Over 90 percent found themselves in it. In fact, the text was a real horoscope created by an astrologer – but the one for the date of birth of the French serial killer Marcel Petiot .

Astrology and totalitarian systems

This brings us to the core of belief in astrology: the predictions and statements made are so vague that they almost always feel half right. And we humans, if it’s not too nasty, believe almost any nonsense we are told about ourselves. There is even a scientific name for this fact: the “Barnum effect”, named after, no joke, the famous circus director.

The US psychologist Bertram Forer provided the best experimental evidence of the effect back in 1948. He presented students with the alleged result of a personality test that they had previously completed and asked them to rate how well the result described themselves on a scale from one for “not at all” to five for “very good”. On average, the students awarded more than 4.2 points. In fact, all test subjects had read the same “test result”. Forer had composed it from set pieces that he had taken from a magazine horoscope.
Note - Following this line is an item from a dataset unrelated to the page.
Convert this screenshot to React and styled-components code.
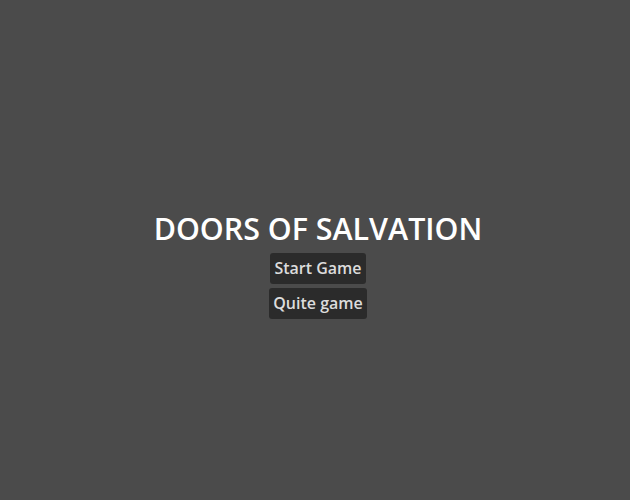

You can find this all harmless and irrelevant, after all, most people probably read horoscopes for entertainment rather than to guide their lives. However, articles such as “The best homeopathy for your star sign”, which still appear in well-known German magazines today, are at least annoying.

The unbroken popularity of astrology can also be read, like the reliably sinister Theodor W. Adorno, as a sign of people’s dangerous seductiveness. In an essay called “The Stars Down to Earth”, first published in English in 1957, Adorno took apart the texts of the astrology column in the Los Angeles Times – and came to the conclusion that astrology had a lot in common with totalitarian states.

Both claimed “to have a key for everything, to know all the answers, both reduce the complex to simple and mechanical conclusions and sweep aside everything that is strange and unknown, while at the same time explaining absolutely nothing.” This sounds frighteningly familiar to us today.